======== Supplied records
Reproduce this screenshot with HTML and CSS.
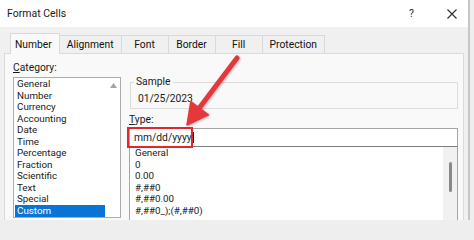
FILE: index.html
```html
<!DOCTYPE html>
<html>
<head>
<meta charset="utf-8">
<link rel="stylesheet" href="styles.css">
</head>
<body>
<div class="dialog">
  <div class="titlebar">
    <span class="title">Format Cells</span>
    <span class="help">?</span>
    <svg class="close" width="10" height="10" viewBox="0 0 10 10"><path d="M0.5 0.5 L9.5 9.5 M9.5 0.5 L0.5 9.5" stroke="#2b2b2b" stroke-width="1.1" fill="none"/></svg>
  </div>
  <div class="content">
    <div class="tabs">
      <div class="tab selected">Number</div>
      <div class="tab">Alignment</div>
      <div class="tab">Font</div>
      <div class="tab">Border</div>
      <div class="tab">Fill</div>
      <div class="tab">Protection</div>
    </div>
    <div class="panel">
      <div class="col-left">
        <div class="label"><u>C</u>ategory:</div>
        <div class="listbox">
          <div class="items">
            <div class="item">General</div>
            <div class="item">Number</div>
            <div class="item">Currency</div>
            <div class="item">Accounting</div>
            <div class="item">Date</div>
            <div class="item">Time</div>
            <div class="item">Percentage</div>
            <div class="item">Fraction</div>
            <div class="item">Scientific</div>
            <div class="item">Text</div>
            <div class="item">Special</div>
            <div class="item active">Custom</div>
          </div>
          <div class="vscroll">
            <svg class="up" width="7" height="5" viewBox="0 0 7 5"><path d="M3.5 0 L7 5 L0 5 Z" fill="#a3a3a3"/></svg>
          </div>
        </div>
      </div>
      <div class="col-right">
        <fieldset class="sample">
          <legend>Sample</legend>
          <div class="sample-value">01/25/2023</div>
        </fieldset>
        <div class="label type-label"><u>T</u>ype:</div>
        <div class="input">mm/dd/yyyy<span class="caret"></span></div>
        <div class="typelist">
          <div class="titems">
            <div class="item">General</div>
            <div class="item">0</div>
            <div class="item">0.00</div>
            <div class="item">#,##0</div>
            <div class="item">#,##0.00</div>
            <div class="item">#,##0_);(#,##0)</div>
          </div>
          <div class="track"><div class="thumb"></div></div>
        </div>
      </div>
    </div>
  </div>
  <div class="redbox"></div>
  <svg class="arrow" width="474" height="220" viewBox="0 0 474 220">
    <line x1="237" y1="58" x2="197" y2="111" stroke="#e5383c" stroke-width="5" stroke-linecap="round"/>
    <polygon points="187,125 190.8,101.6 208.4,114.8" fill="#e5383c" stroke="#e5383c" stroke-width="1.5" stroke-linejoin="round"/>
  </svg>
</div>
</body>
</html>
```
FILE: styles.css
```css
* { box-sizing: border-box; }
html, body { margin: 0; padding: 0; }
body {
  background: #eeeeee;
  font-family: Roboto, "Noto Sans", sans-serif;
  font-size: 10px;
  color: #1a1a1a;
  width: 474px;
  height: 220px;
  overflow: hidden;
}
.dialog {
  position: relative;
  width: 470px;
  height: 220px;
  background: #f0f0f0;
  border-right: 2px solid #c6c6c6;
  overflow: hidden;
}
.titlebar {
  height: 27px;
  background: #ffffff;
  display: flex;
  align-items: center;
  padding-left: 7px;
}
.title { font-size: 10.5px; color: #1a1a1a; }
.help {
  margin-left: auto;
  font-size: 10.5px;
  color: #2b2b2b;
  margin-right: 33px;
}
.close { margin-right: 11px; }
.content {
  padding: 6px 0 0 4px;
}
.tabs {
  display: flex;
  align-items: flex-end;
  height: 20px;
  padding-left: 6px;
}
.tab {
  height: 18px;
  min-width: 48px;
  padding: 0 7px;
  margin-left: -1px;
  border: 1px solid #d9d9d9;
  border-bottom: none;
  background: #f0f0f0;
  display: flex;
  align-items: center;
  justify-content: center;
  line-height: 12px;
  font-size: 10.3px;
  color: #111;
}
.tab.selected {
  height: 21px;
  margin-bottom: -1px;
  margin-left: 0;
  padding: 1px 7px 0 4px;
  background: #f9f9f9;
  position: relative;
  z-index: 1;
}
.panel {
  width: 460px;
  height: 200px;
  border: 1px solid #dadada;
  background: #f9f9f9;
  display: grid;
  grid-template-columns: 108px 1fr;
  column-gap: 8px;
  padding: 7px 5px 0 8px;
}
.label { line-height: 14px; font-size: 10.3px; }
.label u { text-decoration-thickness: 1px; text-underline-offset: 1px; }
.listbox {
  margin-top: 2px;
  height: 141px;
  border: 1px solid #ababab;
  background: #ffffff;
  display: flex;
}
.items {
  width: 91px;
  padding-left: 1px;
}
.item {
  font-size: 9.8px;
  line-height: 11.5px;
  height: 11.5px;
  padding-left: 2px;
  white-space: nowrap;
}
.item.active {
  background: #0a74d6;
  color: #ffffff;
  height: 12.5px;
  line-height: 12.5px;
}
.vscroll {
  flex: 1;
  display: flex;
  justify-content: center;
  padding-top: 5px;
  padding-left: 2px;
}
.col-right {
  padding-top: 15px;
  min-width: 0;
}
.sample {
  margin: 0 0 0 1px;
  padding: 5px 7px 3px 7px;
  border: 1px solid #dcdcdc;
  min-width: 0;
}
.sample legend {
  padding: 0 2px;
  margin-left: -4px;
  line-height: 12px;
  font-size: 10.3px;
}
.sample-value { line-height: 12px; font-size: 10.3px; }
.type-label { margin-top: 5px; line-height: 12px; }
.input {
  margin-top: 2px;
  height: 19px;
  border: 1px solid #a6a6a6;
  border-bottom-color: #7e7e7e;
  background: #ffffff;
  padding-left: 4px;
  display: flex;
  align-items: center;
  line-height: 12px;
  font-size: 10.3px;
}
.caret {
  display: inline-block;
  width: 1px;
  height: 11px;
  background: #000;
  margin-left: 1px;
}
.typelist {
  margin-top: -1px;
  height: 80px;
  border: 1px solid #a6a6a6;
  border-top-color: #7e7e7e;
  background: #ffffff;
  display: flex;
}
.titems {
  flex: 1;
  padding-left: 3px;
  color: #222;
}
.track {
  width: 14px;
  background: #f1f1f1;
  display: flex;
  justify-content: center;
  padding-top: 15px;
}
.thumb {
  width: 3px;
  height: 30px;
  border-radius: 2px;
  background: #8a8a8a;
}
.redbox {
  position: absolute;
  left: 127px;
  top: 127px;
  width: 66px;
  height: 21px;
  border: 2px solid #e0262c;
}
.arrow {
  position: absolute;
  left: 0;
  top: 0;
  pointer-events: none;
  filter: drop-shadow(1px 1px 1px rgba(0,0,0,0.25));
}
```
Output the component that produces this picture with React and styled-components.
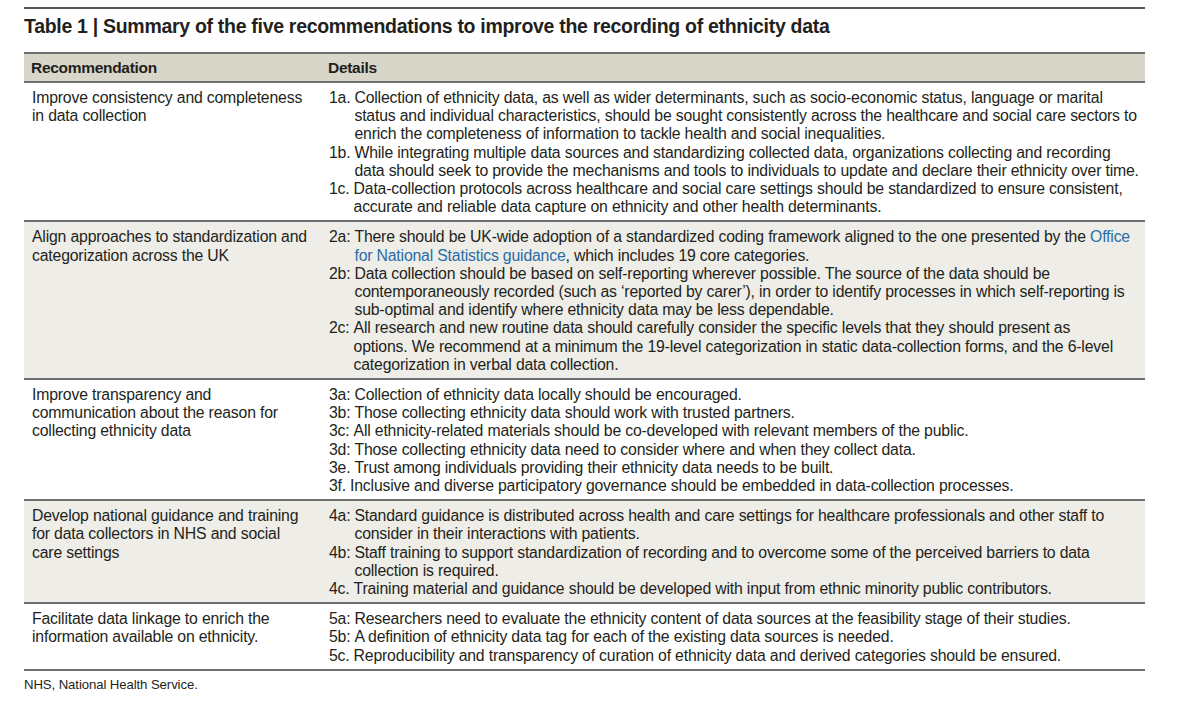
import React from "react";
import styled, { createGlobalStyle } from "styled-components";

const GlobalStyle = createGlobalStyle`
  body {
    margin: 0;
    background: #ffffff;
    font-family: "Liberation Sans", Arial, sans-serif;
    color: #231f20;
  }
`;

const Page = styled.div`
  width: 1121px;
  margin-left: 24px;
  padding-top: 7px;
`;

const Caption = styled.div`
  border-top: 2px solid #555;
  padding-top: 5px;
  height: 38px;
  font-size: 19.5px;
  font-weight: bold;
  letter-spacing: -0.3px;
  line-height: 24px;
  color: #231f20;
  white-space: nowrap;
`;

const Table = styled.div`
  border-top: 2px solid #6f6f6f;
  border-bottom: 2px solid #6f6f6f;
`;

const HeaderRow = styled.div`
  display: grid;
  grid-template-columns: 297px 1fr;
  background: #d8d6c8;
  border-bottom: 2px solid #6f6f6f;
  height: 27px;
  align-items: center;
`;

const HeaderCell = styled.div`
  padding-left: 7px;
  font-size: 15.5px;
  font-weight: bold;
  letter-spacing: -0.3px;
`;

const Row = styled.div`
  display: grid;
  grid-template-columns: 297px 1fr;
  background: ${(p) => (p.$shaded ? "#eeede7" : "#ffffff")};
  padding: 6px 0 4px;
  & + & {
    border-top: 2px solid #6f6f6f;
  }
`;

const Cell = styled.div`
  padding-left: 8px;
  font-size: 15.8px;
  line-height: 18.2px;
  letter-spacing: -0.18px;
`;

const Line = styled.div`
  white-space: nowrap;
`;

const Item = styled.div`
  display: flex;
`;

const Label = styled.span`
  flex: none;
  margin-right: 4px;
`;

const ItemText = styled.div`
  flex: 1;
`;

const Link = styled.span`
  color: #2a6ca8;
`;

const Footnote = styled.div`
  padding-top: 6px;
  font-size: 13.2px;
  letter-spacing: -0.1px;
`;

const rows = [
  {
    title: ["Improve consistency and completeness", "in data collection"],
    items: [
      {
        label: "1a.",
        lines: [
          "Collection of ethnicity data, as well as wider determinants, such as socio-economic status, language or marital",
          "status and individual characteristics, should be sought consistently across the healthcare and social care sectors to",
          "enrich the completeness of information to tackle health and social inequalities.",
        ],
      },
      {
        label: "1b.",
        lines: [
          "While integrating multiple data sources and standardizing collected data, organizations collecting and recording",
          "data should seek to provide the mechanisms and tools to individuals to update and declare their ethnicity over time.",
        ],
      },
      {
        label: "1c.",
        lines: [
          "Data-collection protocols across healthcare and social care settings should be standardized to ensure consistent,",
          "accurate and reliable data capture on ethnicity and other health determinants.",
        ],
      },
    ],
  },
  {
    title: ["Align approaches to standardization and", "categorization across the UK"],
    shaded: true,
    items: [
      {
        label: "2a:",
        lines: [
          <>
            There should be UK-wide adoption of a standardized coding framework aligned to the one presented by the{" "}
            <Link>Office</Link>
          </>,
          <>
            <Link>for National Statistics guidance</Link>, which includes 19 core categories.
          </>,
        ],
      },
      {
        label: "2b:",
        lines: [
          "Data collection should be based on self-reporting wherever possible. The source of the data should be",
          "contemporaneously recorded (such as \u2018reported by carer\u2019), in order to identify processes in which self-reporting is",
          "sub-optimal and identify where ethnicity data may be less dependable.",
        ],
      },
      {
        label: "2c:",
        lines: [
          "All research and new routine data should carefully consider the specific levels that they should present as",
          "options. We recommend at a minimum the 19-level categorization in static data-collection forms, and the 6-level",
          "categorization in verbal data collection.",
        ],
      },
    ],
  },
  {
    title: ["Improve transparency and", "communication about the reason for", "collecting ethnicity data"],
    items: [
      { label: "3a:", lines: ["Collection of ethnicity data locally should be encouraged."] },
      { label: "3b:", lines: ["Those collecting ethnicity data should work with trusted partners."] },
      { label: "3c:", lines: ["All ethnicity-related materials should be co-developed with relevant members of the public."] },
      { label: "3d:", lines: ["Those collecting ethnicity data need to consider where and when they collect data."] },
      { label: "3e.", lines: ["Trust among individuals providing their ethnicity data needs to be built."] },
      { label: "3f.", lines: ["Inclusive and diverse participatory governance should be embedded in data-collection processes."] },
    ],
  },
  {
    title: ["Develop national guidance and training", "for data collectors in NHS and social", "care settings"],
    shaded: true,
    items: [
      {
        label: "4a:",
        lines: [
          "Standard guidance is distributed across health and care settings for healthcare professionals and other staff to",
          "consider in their interactions with patients.",
        ],
      },
      {
        label: "4b:",
        lines: [
          "Staff training to support standardization of recording and to overcome some of the perceived barriers to data",
          "collection is required.",
        ],
      },
      {
        label: "4c.",
        lines: ["Training material and guidance should be developed with input from ethnic minority public contributors."],
      },
    ],
  },
  {
    title: ["Facilitate data linkage to enrich the", "information available on ethnicity."],
    items: [
      {
        label: "5a:",
        lines: ["Researchers need to evaluate the ethnicity content of data sources at the feasibility stage of their studies."],
      },
      { label: "5b:", lines: ["A definition of ethnicity data tag for each of the existing data sources is needed."] },
      {
        label: "5c.",
        lines: ["Reproducibility and transparency of curation of ethnicity data and derived categories should be ensured."],
      },
    ],
  },
];

export default function App() {
  return (
    <>
      <GlobalStyle />
      <Page>
        <Caption>Table 1 | Summary of the five recommendations to improve the recording of ethnicity data</Caption>
        <Table>
          <HeaderRow>
            <HeaderCell>Recommendation</HeaderCell>
            <HeaderCell>Details</HeaderCell>
          </HeaderRow>
          {rows.map((row, i) => (
            <Row key={i} $shaded={row.shaded}>
              <Cell>
                {row.title.map((t, j) => (
                  <Line key={j}>{t}</Line>
                ))}
              </Cell>
              <Cell>
                {row.items.map((item) => (
                  <Item key={item.label}>
                    <Label>{item.label}</Label>
                    <ItemText>
                      {item.lines.map((l, k) => (
                        <Line key={k}>{l}</Line>
                      ))}
                    </ItemText>
                  </Item>
                ))}
              </Cell>
            </Row>
          ))}
        </Table>
        <Footnote>NHS, National Health Service.</Footnote>
      </Page>
    </>
  );
}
================
Task instructions: Show every line that contains the word "this".

Solved exercise:
Reproduce this screenshot with HTML and CSS.
Output the component that produces this picture with React and styled-components.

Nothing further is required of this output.